« Un
café, un soir… Il n’y rien d’autre à décrire. Aucune histoire louche à pétrir.
La fin d’un parcours ordinaire se prépare, un point c’est tout ». Et
pourtant.
C’est imminent : Rousseau, ancien
marin et présentement cavetier du bar portant son nom, va passer l’arme à
gauche. Dans son vieux lit en fer qui a déjà hébergé des mourants, il ne va pas
tarder à éteindre sa dernière bougie. Il n’en faut pas plus pour attirer au
chevet du malade dernier degré l’abbé Inizan, toujours prêt à offrir l’extrême
onction et accessoirement rappeler à ses fidèles ouailles la parole, la
présence et le pouvoir du Bon Dieu. Rousseau délire sur sa couche, revoit les
moments passés, du lointain passé, celui d’un monde révolu, par exemple lorsqu’il
a connu dans divers ports du globe le poète grec Nikos KAVVADIAS. « Ah, le sacré tohu-bohu des souvenirs ! ».
L’action se déroule en Bretagne. Bien sûr.
Plus précisément du côté de Gwin-Zégal, tout près de la falaise du Goëlo. Il
s’y passe de drôles de trucs : les ivrognes, les fumeurs invétérés, les
fous, les exhibitionnistes, Hubert l’idiot du village, le fossoyeur qui intègre
des souvenirs marquants des défunts dans leur cercueil, le prêtre lubrique, la
position de la bête à deux dos derrière les buissons, les camionneurs
frappadingues, tout ce petit monde disparate cohabite tant bien que mal dans ce
bled gonflé de souvenirs : les suicidés, les péris en mer, les assassinés,
les trépassés locaux de 1916 du côté du chemin des dames.
Et puis l’action en direct : Nid’pie
qui emplafonne sa 4L dans un panneau téléphonique, fin de partie.
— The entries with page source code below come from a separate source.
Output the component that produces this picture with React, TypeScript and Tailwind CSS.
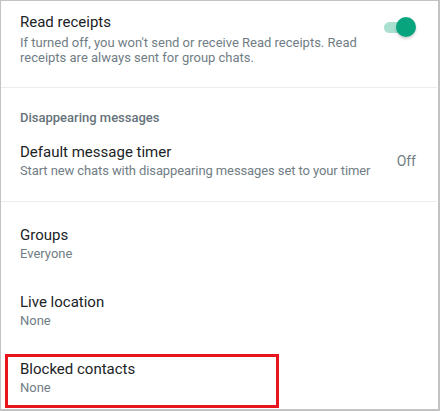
export default function App() {
  return (
    <div
      className="h-[411px] w-[440px] overflow-hidden border-t border-l border-r-2 border-b-2 border-[#c3c3c3] bg-white text-[#202326]"
      style={{ fontFamily: "Roboto, 'Liberation Sans', sans-serif" }}
    >
      {/* read receipts */}
      <div className="flex h-[86px] items-start justify-between pl-[19px] pr-[22px] pt-[11px]">
        <div className="flex flex-col">
          <div className="text-[15px] leading-[20px]">Read receipts</div>
          <div className="mt-[3px] text-[13px] leading-[15px] text-[#717d85]">
            If turned off, you won't send or receive Read receipts. Read
            <br />
            receipts are always sent for group chats.
          </div>
        </div>
        <div className="relative mt-[5px] h-[20px] w-[32px]">
          <div className="absolute left-0 top-[5px] h-[11px] w-[26px] rounded-full bg-[#a9e0d0]" />
          <div className="absolute right-0 top-0 h-[20px] w-[20px] rounded-full bg-[#07a47e] shadow-[0_2px_3px_rgba(0,0,0,0.18)]" />
        </div>
      </div>
      <div className="mr-[1px] h-px bg-[#ececec]" />

      {/* disappearing messages */}
      <div className="flex h-[113px] flex-col pl-[19px] pr-[22px] pt-[21px]">
        <div className="text-[13px] font-medium leading-[18px] text-[#66727a]">Disappearing messages</div>
        <div className="mt-[15px] flex items-center justify-between">
          <div className="flex flex-col">
            <div className="text-[15px] leading-[20px]">Default message timer</div>
            <div className="text-[13px] leading-[18px] tracking-[-0.1px] text-[#717d85]">
              Start new chats with disappearing messages set to your timer
            </div>
          </div>
          <div className="text-[14px] text-[#717d85]">Off</div>
        </div>
      </div>
      <div className="mr-[1px] h-px bg-[#ececec]" />

      {/* privacy items */}
      <div className="flex flex-col gap-[29px] pl-[19px] pt-[23px]">
        <Item title="Groups" sub="Everyone" />
        <Item title="Live location" sub="None" />
        <div className="relative">
          <Item title="Blocked contacts" sub="None" />
          <div className="absolute left-[-15px] top-[-5px] h-[54px] w-[274px] border-[3px] border-[#e8151f]" />
        </div>
      </div>
    </div>
  );
}

function Item({ title, sub }: { title: string; sub: string }) {
  return (
    <div className="flex flex-col">
      <div className="text-[15px] leading-[20px]">{title}</div>
      <div className="text-[13px] leading-[18px] text-[#717d85]">{sub}</div>
    </div>
  );
}
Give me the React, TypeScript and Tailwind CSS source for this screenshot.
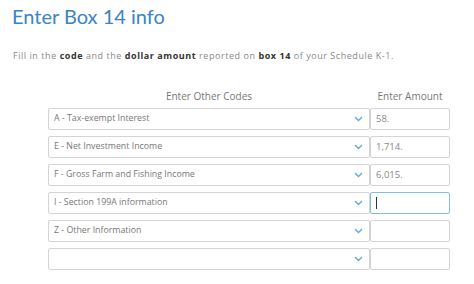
import React from 'react';

const rows = [
  { code: 'A - Tax-exempt Interest', amount: '58.' },
  { code: 'E - Net Investment Income', amount: '1,714.' },
  { code: 'F - Gross Farm and Fishing Income', amount: '6,015.' },
  { code: 'I - Section 199A information', amount: '', focused: true },
  { code: 'Z - Other Information', amount: '' },
  { code: '', amount: '' },
];

function Chevron() {
  return (
    <svg width="9" height="6" viewBox="0 0 9 6" fill="none">
      <path d="M1 1l3.5 3.5L8 1" stroke="#5fa9d8" strokeWidth="1.3" />
    </svg>
  );
}

export default function App() {
  return (
    <div
      className="w-[474px] h-[284px] bg-white overflow-hidden"
      style={{ fontFamily: '"Open Sans", "Noto Sans", sans-serif' }}
    >
      <h1
        className="pl-[12px] pt-[2px] text-[20px] leading-[28px] text-[#3a84c4] font-normal"
        style={{ fontFamily: 'Lato, sans-serif' }}
      >
        Enter Box 14 info
      </h1>
      <p className="pl-[13px] mt-[20px] text-[9px] leading-[12px] tracking-[0.55px] text-[#888]">
        Fill in the <b className="text-[#333] font-bold">code</b> and the{' '}
        <b className="text-[#333] font-bold">dollar amount</b> reported on{' '}
        <b className="text-[#333] font-bold">box 14</b> of your Schedule K-1.
      </p>
      <div className="ml-[48px] w-[402px] mt-[28px]">
        <div className="flex text-[10px] leading-[12px] text-[#777]">
          <div className="w-[322px] text-center">Enter Other Codes</div>
          <div className="w-[80px] text-center">Enter Amount</div>
        </div>
        <div className="mt-[6px] flex flex-col gap-[6px]">
          {rows.map((r, i) => (
            <div key={i} className="flex h-[22px]">
              <div className="w-[322px] flex items-center justify-between border border-[#d4d4d4] rounded-[2px] pl-[5px] pr-[6px]">
                <span className="text-[8.8px] text-[#777]">{r.code}</span>
                <Chevron />
              </div>
              <div
                className={
                  r.focused
                    ? 'w-[80px] flex items-center border border-[#7cc0e6] rounded-[2px] pl-[5px]'
                    : 'w-[80px] flex items-center border border-[#d4d4d4] rounded-[2px] pl-[5px]'
                }
              >
                {r.focused ? (
                  <span className="w-px h-[12px] bg-[#333]" />
                ) : (
                  <span className="text-[9.5px] text-[#888]">{r.amount}</span>
                )}
              </div>
            </div>
          ))}
        </div>
      </div>
    </div>
  );
}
Rousseau qui
n’en finit plus de mourir, de délirer, Inizan qui n’en finit plus d’espérer,
lui le curé qui aime tant se défroquer. Rousseau qui semble s’habituer à sa
maladie, celle qui ronge son foie : « Entre lui et la maladie, on pressent d’emblée que mille et mille
habitudes ont été prises. Des liens se sont tissés… Elle insiste, elle
quémande. Elle veut tenir ses quarts de veille… Dans le huis clos de la
mansarde tous deux doivent se chuchoter de drôles d’histoires, des drames à
becs d’oiseaux, des tranches d’amour se figeant en torgnoles d’iode et des
tendresses brutales qui tombent de la falaise avec de beaux cernes de cendres
couvrant jusqu’aux aurores… ».
Le docteur est formel « Le cœur s’accroche à la barre, mais il
connaît des émois de vieux célibataire en rupture d’abstinence ».
Alors le curé fait reluire tous les ustensiles utiles à une cérémonie de
caractère.
Il y a du BRASSENS dans ce court roman de
2000 sorti chez la Digitale, on croit reconnaître quelques silhouettes
échappées de lignes du grand Georges qui seraient venues se perdre au pied du
Goëlo pour enterrer Rousseau. L’humour, très présent, noir, rappelle aussi
celui de BRASSENS, la langue plus verte que d’habitude mais toujours aussi
envoûtante. Les petites gens, leurs descriptions, les anecdotes cocasses, la
mort qui se fiche de nous, nous qui nous fichons de la mort, « Café
Rousseau » est de ces farces morbides qui rient de la faucheuse, qui lui
lancent des pieds de nez comme pour la repousser une dernière fois. Ce livre a
obtenu en son temps – 2001 – le prix du roman de la ville de Carhaix. Il est
aussi court qu’il est hardi. JOSSE est particulièrement à l’aise et talentueux
dans ce format, il virevolte et emploie les mots, les images adéquates qui
atteignent le centre de sa cible. Petit joyau dont vous devrez vous munir si
vous avez la chance de le trouver un jour à acheter voire à emprunter.